Octane is a hydrocarbon with the chemical formula C8H18 and is a significant component of gasoline. The term molar mass refers to the mass of one mole of a substance, which contains approximately 6.022 x 10²³ particles, and is commonly expressed in grams per mole (g/mol). A characteristic of molar mass is that it remains the same for a molecule regardless of its physical state.
Calculating the Molar Mass of Octane
The calculation of octane’s molar mass starts with its chemical formula, C8H18, which details the number of atoms for each element within a single molecule. This formula shows that each octane molecule contains both carbon (C) and hydrogen (H) atoms. A careful look at the subscripts in the formula reveals the precise count of each type of atom.

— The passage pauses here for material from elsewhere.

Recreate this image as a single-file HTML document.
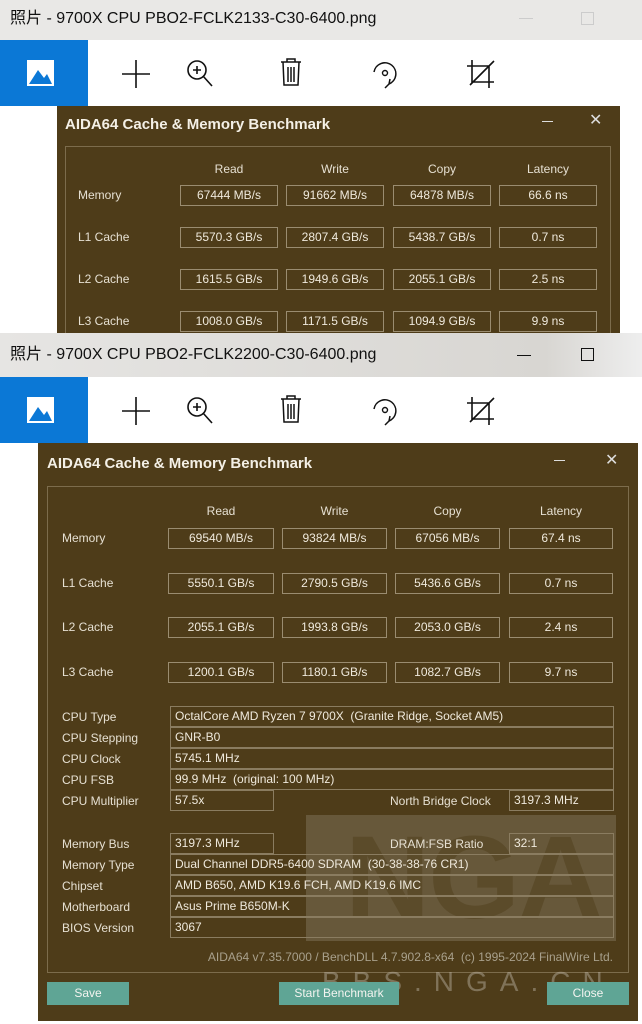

Specifically, one molecule of octane is composed of eight carbon atoms and eighteen hydrogen atoms. To proceed with the calculation, the atomic mass of each element is required. These values are found on the periodic table of elements.
The average atomic mass for carbon is approximately 12.011 atomic mass units (amu), while for hydrogen, it is about 1.008 amu. For molar mass calculations, these units are treated as grams per mole (g/mol). The total mass contribution from carbon is determined by multiplying its atomic mass by the number of carbon atoms present in the molecule.
This results in a total mass for carbon of 96.088 g/mol (8 atoms × 12.011 g/mol). A similar calculation is performed for hydrogen, where its atomic mass is multiplied by the eighteen hydrogen atoms in the octane molecule.
The total mass contributed by hydrogen is 18.144 g/mol (18 atoms × 1.008 g/mol). Summing these values (96.088 g/mol + 18.144 g/mol) yields the molar mass of octane, which is approximately 114.23 g/mol.
The Role of Molar Mass in Octane’s Applications
The molar mass of octane is a foundational value in chemistry and engineering that connects the measurable mass of the fuel to the number of moles. This conversion is important in stoichiometry, which involves calculating the quantities of reactants and products in chemical reactions. For octane, its most prominent application is as a fuel source in internal combustion engines.
Engineers rely on octane’s molar mass to determine the ideal air-to-fuel ratio for efficient combustion. The balanced chemical equation for the complete combustion of octane shows that two moles of octane react with twenty-five moles of oxygen. Using molar mass, engineers can calculate the exact mass of oxygen required to completely burn a specific mass of octane.
Achieving this precise stoichiometric ratio ensures complete combustion, maximizing the energy released from the fuel. This efficiency also minimizes the formation of harmful byproducts, such as carbon monoxide, that result from incomplete combustion. Understanding and applying octane’s molar mass directly improves engine performance and reduces emissions.